If you ask a contemporary scientist about what was said in physics fifty years ago, the answer would be that all of that is obsolete. Today’s scientists do not read what was written in their fields fifty years ago. They only go for the latest. Why should a Renaissance scientist go for a text written in Ancient Greece a thousand years before, when the same had been discussed, criticized, updated, in the Islamic domain?
Why did this scientific activity not continue in Islam? I say a few things in the book about this concept of “decline.” People speak of rise and fall, of cyclical movement, for example about the rise and fall of the Ottoman Empire, or of the Roman Empire. I don’t give much credence to this view. Yes, the Roman Empire did end, but after one thousand and five hundred years. Decline is not about a cycle as such. It is when the historical conditions change that all things change—including the fortunes of empires.

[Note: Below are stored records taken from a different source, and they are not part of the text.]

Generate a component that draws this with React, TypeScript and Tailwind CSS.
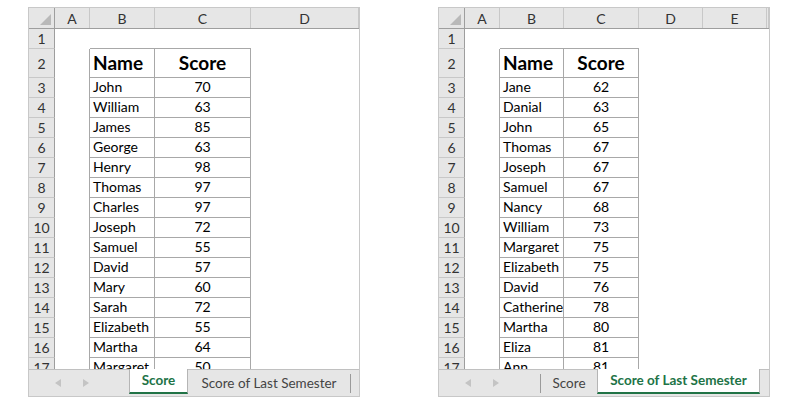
import React from "react";

type Col = { label: string; w: string };

const leftCols: Col[] = [
  { label: "A", w: "w-[35px]" },
  { label: "B", w: "w-[65px]" },
  { label: "C", w: "w-[96px]" },
  { label: "D", w: "w-[108px]" },
];

const rightCols: Col[] = [
  { label: "A", w: "w-[35px]" },
  { label: "B", w: "w-[64px]" },
  { label: "C", w: "w-[75px]" },
  { label: "D", w: "w-[64px]" },
  { label: "E", w: "w-[64px]" },
  { label: "", w: "w-[2px]" },
];

const leftData: [string, number][] = [
  ["John", 70],
  ["William", 63],
  ["James", 85],
  ["George", 63],
  ["Henry", 98],
  ["Thomas", 97],
  ["Charles", 97],
  ["Joseph", 72],
  ["Samuel", 55],
  ["David", 57],
  ["Mary", 60],
  ["Sarah", 72],
  ["Elizabeth", 55],
  ["Martha", 64],
  ["Margaret", 50],
];

const rightData: [string, number][] = [
  ["Jane", 62],
  ["Danial", 63],
  ["John", 65],
  ["Thomas", 67],
  ["Joseph", 67],
  ["Samuel", 67],
  ["Nancy", 68],
  ["William", 73],
  ["Margaret", 75],
  ["Elizabeth", 75],
  ["David", 76],
  ["Catherine", 78],
  ["Martha", 80],
  ["Eliza", 81],
  ["Ann", 81],
];

function Corner() {
  return (
    <div className="w-[26px] shrink-0 h-full border-r border-[#9e9e9e] bg-[#e6e6e6] relative">
      <svg
        className="absolute right-[3px] bottom-[3px]"
        width="11"
        height="11"
        viewBox="0 0 11 11"
      >
        <polygon points="11,0 11,11 0,11" fill="#b9b9b9" />
      </svg>
    </div>
  );
}

function ArrowLeft() {
  return (
    <svg width="6" height="8" viewBox="0 0 6 8">
      <polygon points="6,0 6,8 0,4" fill="#c4c4c4" />
    </svg>
  );
}

function ArrowRight() {
  return (
    <svg width="6" height="8" viewBox="0 0 6 8">
      <polygon points="0,0 0,8 6,4" fill="#c4c4c4" />
    </svg>
  );
}

function Sheet({
  cols,
  data,
  active,
}: {
  cols: Col[];
  data: [string, number][];
  active: 0 | 1;
}) {
  const rows = Array.from({ length: 17 }, (_, i) => i + 1);
  const tb = "border-[#a8a8a8]";
  return (
    <div className="w-[332px] h-[390px] shrink-0 border border-[#c8c8c8] bg-white flex flex-col overflow-hidden font-[family-name:Lato,'Liberation_Sans',sans-serif] text-[14px] text-black">
      {/* column headers */}
      <div className="h-[21px] shrink-0 flex border-b border-[#9e9e9e] bg-[#e6e6e6]">
        <Corner />
        {cols.map((c, i) => (
          <div
            key={i}
            className={`${c.w} shrink-0 h-full border-r border-[#c8c8c8] flex items-center justify-center text-[14px] text-[#333]`}
          >
            {c.label}
          </div>
        ))}
      </div>
      {/* body */}
      <div className="flex-1 overflow-hidden">
        {rows.map((r) => {
          const h = r === 2 ? "h-[29px]" : "h-[20px]";
          return (
            <div key={r} className={`${h} flex`}>
              <div className="w-[26px] shrink-0 h-full bg-[#e6e6e6] border-r border-r-[#9e9e9e] border-b border-b-[#c8c8c8] flex items-center justify-center text-[14px] text-[#333]">
                {r}
              </div>
              {cols.map((c, i) => {
                let cls = "";
                let content: React.ReactNode = null;
                if (i === 0 && r >= 2) cls = `border-r ${tb}`;
                if (i === 1 || i === 2) {
                  if (r === 1) cls = `border-b ${tb}`;
                  else cls = `border-r border-b ${tb}`;
                }
                if (r === 2 && i === 1)
                  content = (
                    <span className="pl-[3px] text-[19px] font-bold leading-[25px] pb-[2px]">
                      Name
                    </span>
                  );
                if (r === 2 && i === 2)
                  content = (
                    <span className="w-full text-center text-[19px] font-bold leading-[25px] pb-[2px]">
                      Score
                    </span>
                  );
                if (r >= 3 && i === 1)
                  content = <span className="pl-[3px] leading-[20px]">{data[r - 3][0]}</span>;
                if (r >= 3 && i === 2)
                  content = (
                    <span className="w-full text-center leading-[20px]">{data[r - 3][1]}</span>
                  );
                return (
                  <div
                    key={i}
                    className={`${c.w} shrink-0 h-full flex items-end whitespace-nowrap overflow-hidden ${cls}`}
                  >
                    {content}
                  </div>
                );
              })}
            </div>
          );
        })}
      </div>
      {/* tab bar */}
      <div className="h-[27px] shrink-0 border-t border-[#c0c0c0] bg-[#e6e6e6] flex text-[13.5px]">
        <div
          className={`${active === 0 ? "w-[100px]" : "w-[101px]"} shrink-0 flex items-center pl-[26px] gap-[22px]`}
        >
          <ArrowLeft />
          <ArrowRight />
        </div>
        {active === 0 ? (
          <>
            <div className="w-[59px] shrink-0 -mt-px h-[25px] bg-white border-x border-[#b5b5b5] border-b-2 border-b-[#217346] flex items-center justify-center font-bold text-[#217346]">
              Score
            </div>
            <div className="w-[162px] shrink-0 h-full flex items-center justify-center text-[#444]">
              Score of Last Semester
            </div>
            <div className="w-px h-[19px] self-center bg-[#9a9a9a]" />
          </>
        ) : (
          <>
            <div className="w-px h-[19px] self-center bg-[#9a9a9a]" />
            <div className="w-[56px] shrink-0 h-full flex items-center justify-center text-[#444]">
              Score
            </div>
            <div className="w-[163px] shrink-0 -mt-px h-[25px] bg-white border-x border-[#b5b5b5] border-b-2 border-b-[#217346] flex items-center justify-center font-bold text-[#217346]">
              Score of Last Semester
            </div>
          </>
        )}
      </div>
    </div>
  );
}

export default function App() {
  return (
    <div className="w-[800px] h-[403px] bg-white flex pl-[28px] pt-[7px] gap-[78px]">
      <Sheet cols={leftCols} data={leftData} active={0} />
      <Sheet cols={rightCols} data={rightData} active={1} />
    </div>
  );
}
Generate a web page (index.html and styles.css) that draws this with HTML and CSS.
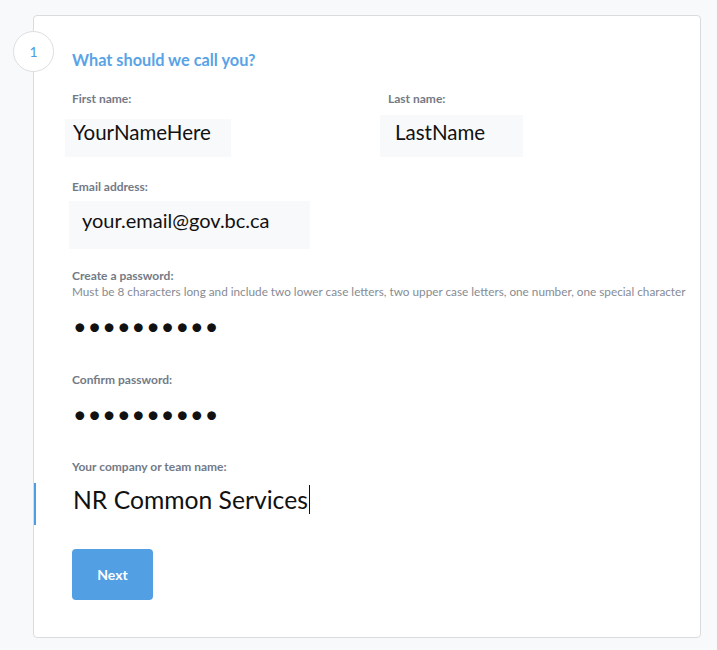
FILE: index.html
```html
<!DOCTYPE html>
<html lang="en">
<head>
<meta charset="utf-8">
<title>What should we call you?</title>
<link rel="stylesheet" href="styles.css">
</head>
<body>
<main class="page">
  <section class="card">
    <div class="step-badge">1</div>
    <h2 class="step-title">What should we call you?</h2>
    <form class="form">
      <div class="name-row">
        <div class="field">
          <label class="label" for="first">First name:</label>
          <input class="input input-first" id="first" type="text" value="YourNameHere">
        </div>
        <div class="field">
          <label class="label" for="last">Last name:</label>
          <input class="input input-last" id="last" type="text" value="LastName">
        </div>
      </div>
      <div class="field field-email">
        <label class="label" for="email">Email address:</label>
        <input class="input input-email" id="email" type="text" value="your.email@gov.bc.ca">
      </div>
      <div class="field field-password">
        <label class="label" for="pw">Create a password:</label>
        <p class="hint">Must be 8 characters long and include two lower case letters, two upper case letters, one number, one special character</p>
        <input class="input input-password" id="pw" type="password" value="abcdefghij">
      </div>
      <div class="field field-confirm">
        <label class="label" for="pw2">Confirm password:</label>
        <input class="input input-password" id="pw2" type="password" value="abcdefghij">
      </div>
      <div class="field field-company">
        <label class="label" for="company">Your company or team name:</label>
        <div class="focus-bar">
          <input class="input input-company" id="company" type="text" value="NR Common Services"><span class="caret"></span>
        </div>
      </div>
      <button class="btn-next" type="button">Next</button>
    </form>
  </section>
</main>
</body>
</html>
```
FILE: styles.css
```css
* { box-sizing: border-box; }
html, body { margin: 0; padding: 0; }
body {
  background: #f8f9fb;
  font-family: Lato, "Open Sans", sans-serif;
  width: 717px;
  height: 650px;
  overflow: hidden;
}
.page { padding: 15px 0 0 33px; }
.card {
  position: relative;
  width: 668px;
  height: 623px;
  background: #ffffff;
  border: 1px solid #d9dbde;
  border-radius: 4px;
  padding: 34px 10px 0 38px;
}
.step-badge {
  position: absolute;
  left: -21px;
  top: 15px;
  width: 41px;
  height: 41px;
  border-radius: 50%;
  background: #fff;
  border: 1px solid #dcdee1;
  color: #4f9de2;
  font-size: 14px;
  display: flex;
  align-items: center;
  justify-content: center;
}
.step-title {
  margin: 0;
  font-size: 16.3px;
  line-height: 19px;
  font-weight: 700;
  color: #59a3e6;
}
.form { display: flex; flex-direction: column; align-items: flex-start; }
.name-row {
  margin-top: 23px;
  display: grid;
  grid-template-columns: 316px 200px;
}
.field { display: flex; flex-direction: column; align-items: flex-start; }
.label {
  font-size: 12px;
  line-height: 14px;
  font-weight: 700;
  color: #737a86;
}
.hint {
  margin: 1px 0 0;
  font-size: 11.75px;
  line-height: 15px;
  color: #868b93;
  white-space: nowrap;
}
.input {
  border: 0;
  outline: none;
  background: #f8f9fb;
  font-family: Lato, "Open Sans", sans-serif;
  color: #111;
  margin: 0;
}
.input-first {
  margin-top: 13px;
  margin-left: -7px;
  width: 166px;
  height: 38px;
  padding: 0 8px 13px;
  font-size: 20.5px;
}
.input-last {
  margin-top: 9px;
  margin-left: -8px;
  width: 143px;
  height: 42px;
  padding: 4px 15px 13px;
  font-size: 20.5px;
}
.field-email { margin-top: 23px; }
.input-email {
  margin-top: 7px;
  margin-left: -3px;
  width: 241px;
  height: 48px;
  padding: 7px 13px 17px;
  font-size: 20px;
}
.field-password { margin-top: 20px; }
.input-password {
  background: transparent;
  margin-top: 9px;
  width: 300px;
  height: 36px;
  padding: 0 0 0 1px;
  font-size: 23.5px;
  letter-spacing: 1px;
}
.field-confirm { margin-top: 29px; }
.field-company { margin-top: 28px; }
.focus-bar {
  margin-top: 9px;
  margin-left: -38px;
  padding-left: 37px;
  border-left: 2px solid #4f9de2;
  height: 42px;
  display: flex;
  align-items: flex-start;
}
.input-company {
  background: transparent;
  width: 236px;
  height: 42px;
  padding: 1px 0 11px 0;
  font-size: 24.7px;
}
.caret {
  display: block;
  width: 1px;
  height: 29px;
  margin-top: 2px;
  background: #111;
}
.btn-next {
  margin-top: 24px;
  width: 81px;
  height: 51px;
  border: 0;
  border-radius: 4px;
  background: #52a0e3;
  color: #fff;
  font-family: Lato, "Open Sans", sans-serif;
  font-size: 14px;
  font-weight: 700;
}
```
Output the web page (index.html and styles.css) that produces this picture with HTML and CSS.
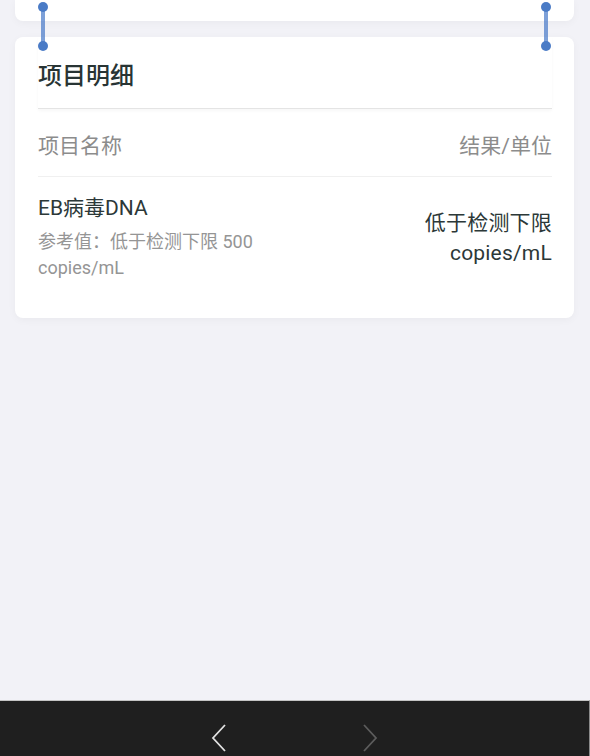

If you look at the map of Europe in the year 1400, all of the trade routes crisscross right to the heart of what was called the Islamic domain. No European trader could conceive of making any money without paying part of it to a tax collector somewhere in an Islamic port or Islamic city. That map looks very different in the year 1550. All trade routes have shifted: they now go over the Atlantic. It was with the accidental discovery of the New World that the Islamic domain literally lost the primacy of trade.
So the silly questions of what “went wrong” in Islam and why did the Muslims who had the science “miss it” are answered by another question, “Why and how did Europe actually produce science?”
That will be my next book. In the same way I addressed the mechanism of producing science in the early Islamic civilization, now I want to address the mechanism that translated that wealth, and the economic conditions, on the ground, into the production of science in Europe. How did the Europeans produce science that could not be imitated by the Islamic civilization—as well as by the civilizations of China and India, which are not Islamic?